Most recently, DeSantis has gone hard against the College Board, the nonprofit that administers the SAT college entrance exam along with high school Advanced Placement tests. In January, the DeSantis administration announced that it would not allow Florida high schools to offer the AP African American history course, claiming that it “significantly lacks educational value.” At a February press conference, he hinted that Florida might try to break ties with the College Board entirely. “It’s not clear to me,” he said at a February press conference, “that this particular operator is the one that’s going to need to be used in the future.” 

It’s one thing to jettison a few woke textbooks, but quite another to ditch the SAT altogether. Certainly, its dominance has diminished in recent years. Some colleges have stopped requiring applicants to submit scores from the SAT and its competitor, the ACT. But the SAT is still the prevailing college entrance exam: According to the College Board, 1.7 million American students took it last year, about 190,000 of them in Florida.
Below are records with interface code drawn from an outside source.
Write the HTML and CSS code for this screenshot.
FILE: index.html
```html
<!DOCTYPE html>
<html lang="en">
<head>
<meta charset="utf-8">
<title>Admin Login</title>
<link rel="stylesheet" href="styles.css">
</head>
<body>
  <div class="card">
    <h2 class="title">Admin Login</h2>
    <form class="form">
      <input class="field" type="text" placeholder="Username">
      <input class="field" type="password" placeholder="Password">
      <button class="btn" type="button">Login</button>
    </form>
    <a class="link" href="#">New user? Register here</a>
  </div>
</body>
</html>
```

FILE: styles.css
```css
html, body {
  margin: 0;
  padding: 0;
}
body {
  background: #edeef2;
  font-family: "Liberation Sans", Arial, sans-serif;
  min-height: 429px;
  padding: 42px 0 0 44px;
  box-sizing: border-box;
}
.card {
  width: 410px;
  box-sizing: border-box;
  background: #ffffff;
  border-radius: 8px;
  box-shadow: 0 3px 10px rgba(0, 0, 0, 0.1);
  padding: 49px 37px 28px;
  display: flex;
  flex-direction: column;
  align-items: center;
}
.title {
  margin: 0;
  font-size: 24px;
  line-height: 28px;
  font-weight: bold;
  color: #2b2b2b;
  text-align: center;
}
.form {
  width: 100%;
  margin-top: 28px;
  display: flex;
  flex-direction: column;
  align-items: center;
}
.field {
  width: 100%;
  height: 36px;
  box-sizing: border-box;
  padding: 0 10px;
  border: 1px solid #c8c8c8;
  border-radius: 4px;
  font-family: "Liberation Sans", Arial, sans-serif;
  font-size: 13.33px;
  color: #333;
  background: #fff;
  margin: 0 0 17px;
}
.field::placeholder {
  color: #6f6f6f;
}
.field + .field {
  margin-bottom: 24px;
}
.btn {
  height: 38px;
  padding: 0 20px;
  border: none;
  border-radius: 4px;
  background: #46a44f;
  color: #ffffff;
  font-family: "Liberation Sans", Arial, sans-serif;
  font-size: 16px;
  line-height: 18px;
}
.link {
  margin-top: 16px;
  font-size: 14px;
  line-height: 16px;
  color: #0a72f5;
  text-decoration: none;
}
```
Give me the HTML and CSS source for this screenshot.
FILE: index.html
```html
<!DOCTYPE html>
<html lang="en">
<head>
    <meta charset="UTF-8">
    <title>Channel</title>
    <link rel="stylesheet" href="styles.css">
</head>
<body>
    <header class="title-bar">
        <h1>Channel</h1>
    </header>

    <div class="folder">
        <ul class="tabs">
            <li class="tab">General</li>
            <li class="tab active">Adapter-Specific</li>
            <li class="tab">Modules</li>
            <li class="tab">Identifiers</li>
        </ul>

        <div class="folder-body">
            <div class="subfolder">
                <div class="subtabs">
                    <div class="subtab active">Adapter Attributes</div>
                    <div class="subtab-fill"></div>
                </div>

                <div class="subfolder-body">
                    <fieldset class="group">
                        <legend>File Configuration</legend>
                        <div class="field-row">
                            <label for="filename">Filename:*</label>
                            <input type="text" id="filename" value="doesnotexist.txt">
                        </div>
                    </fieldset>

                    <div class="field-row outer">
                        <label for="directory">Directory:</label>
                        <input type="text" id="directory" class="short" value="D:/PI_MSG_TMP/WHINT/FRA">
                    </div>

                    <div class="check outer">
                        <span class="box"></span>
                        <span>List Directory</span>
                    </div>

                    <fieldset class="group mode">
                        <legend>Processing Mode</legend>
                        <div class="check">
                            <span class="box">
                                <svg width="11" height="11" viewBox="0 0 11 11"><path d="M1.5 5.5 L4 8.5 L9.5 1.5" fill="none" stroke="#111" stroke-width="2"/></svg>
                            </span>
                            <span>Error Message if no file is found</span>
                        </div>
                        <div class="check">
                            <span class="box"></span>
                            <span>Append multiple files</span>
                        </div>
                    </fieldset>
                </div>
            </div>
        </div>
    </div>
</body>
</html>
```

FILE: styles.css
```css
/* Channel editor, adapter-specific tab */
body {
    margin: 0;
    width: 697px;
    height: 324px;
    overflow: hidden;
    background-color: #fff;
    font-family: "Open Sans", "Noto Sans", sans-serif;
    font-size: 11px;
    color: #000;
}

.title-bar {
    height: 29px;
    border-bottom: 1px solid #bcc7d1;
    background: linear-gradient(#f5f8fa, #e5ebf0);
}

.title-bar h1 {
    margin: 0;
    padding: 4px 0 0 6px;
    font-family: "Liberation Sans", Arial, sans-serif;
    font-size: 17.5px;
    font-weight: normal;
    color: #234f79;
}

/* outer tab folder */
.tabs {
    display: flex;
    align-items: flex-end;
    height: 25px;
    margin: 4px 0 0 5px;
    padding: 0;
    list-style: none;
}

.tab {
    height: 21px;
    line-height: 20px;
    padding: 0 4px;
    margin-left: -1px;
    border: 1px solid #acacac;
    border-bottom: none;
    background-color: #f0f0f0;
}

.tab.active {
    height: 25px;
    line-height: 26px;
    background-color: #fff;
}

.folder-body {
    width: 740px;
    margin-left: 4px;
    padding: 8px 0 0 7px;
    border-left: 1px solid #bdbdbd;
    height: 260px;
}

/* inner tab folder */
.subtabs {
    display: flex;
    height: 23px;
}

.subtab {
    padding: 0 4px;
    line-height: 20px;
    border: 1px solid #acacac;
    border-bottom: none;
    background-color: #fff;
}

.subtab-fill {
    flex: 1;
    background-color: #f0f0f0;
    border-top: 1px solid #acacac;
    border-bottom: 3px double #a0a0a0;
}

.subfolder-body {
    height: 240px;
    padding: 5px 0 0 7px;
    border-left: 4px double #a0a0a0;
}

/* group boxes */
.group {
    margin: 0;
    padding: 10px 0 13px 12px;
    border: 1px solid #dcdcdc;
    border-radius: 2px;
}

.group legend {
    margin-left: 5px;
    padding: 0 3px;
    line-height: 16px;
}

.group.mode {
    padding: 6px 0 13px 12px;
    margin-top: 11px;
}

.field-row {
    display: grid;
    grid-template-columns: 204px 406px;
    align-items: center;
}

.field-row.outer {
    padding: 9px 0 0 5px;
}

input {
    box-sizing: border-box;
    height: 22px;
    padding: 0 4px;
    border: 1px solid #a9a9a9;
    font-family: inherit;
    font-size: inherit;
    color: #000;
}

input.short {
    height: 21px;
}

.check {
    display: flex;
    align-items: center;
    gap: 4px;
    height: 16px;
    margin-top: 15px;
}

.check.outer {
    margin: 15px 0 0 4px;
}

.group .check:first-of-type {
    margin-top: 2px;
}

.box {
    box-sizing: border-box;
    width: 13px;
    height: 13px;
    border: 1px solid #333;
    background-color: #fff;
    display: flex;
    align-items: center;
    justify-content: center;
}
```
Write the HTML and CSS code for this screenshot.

But what’s a few million customers compared to an opportunity to own the libs? In June, a Florida Board of Governors committee moved to allow prospective students at the state’s public universities to submit an alternative to the SAT: an exam called the Classic Learning Test that says it focuses on “meaningful pieces of literature that have stood the test of time.” The test, which Florida already accepts as a qualifying exam for its largest scholarship program, is part of an ascendant movement of classical education, which emphasizes classic works of literature taught through the Socratic method, in which teachers use a series of provocative questions to help students draw conclusions about a text. Some classical schools have become known for their political conservatism—a leader in the movement is a network of K-12 classical charter schools founded by Hillsdale College, a small Christian school that has had an outsize influence on right-wing politics in recent years. Presumably, the DeSantis administration assumes that a classical test must, almost by definition, eschew progressivism. They might be surprised to find out that the makers of the test are deeply ambivalent about being dragged into the culture war.

Founded in 2015, the Classic Learning Test company says its mission is “to reconnect knowledge and virtue by providing meaningful assessments and connections to seekers of truth, goodness, and beauty.” It hopes to accomplish this goal through a suite of standardized tests that draw from the works of the great thinkers and writers of the Western intellectual tradition—Plato, Homer, Dante, Tolstoy, Melville, and C.S. Lewis, to name but a few. So far, about 250 colleges and universities—most of them Christian—accept the Classic Learning Test as an alternative to the SAT and ACT.

I wondered what was actually on the Classic Learning Test, so I decided to see for myself. I called up Harry Feder, an attorney and former schoolteacher who now serves as the executive director of FairTest, a group that advocates for equity in standardized testing. Feder and I met over Zoom to look at a Classic Learning Test practice exam together. First up was the verbal reasoning section, which included passages from the ancient Mesopotamian poem The Epic of Gilgamesh, the writings of the Carmelite nun St. Teresa of Avila who lived in the 1500s, Plato, and the classic American history founding text, the Federalist Papers.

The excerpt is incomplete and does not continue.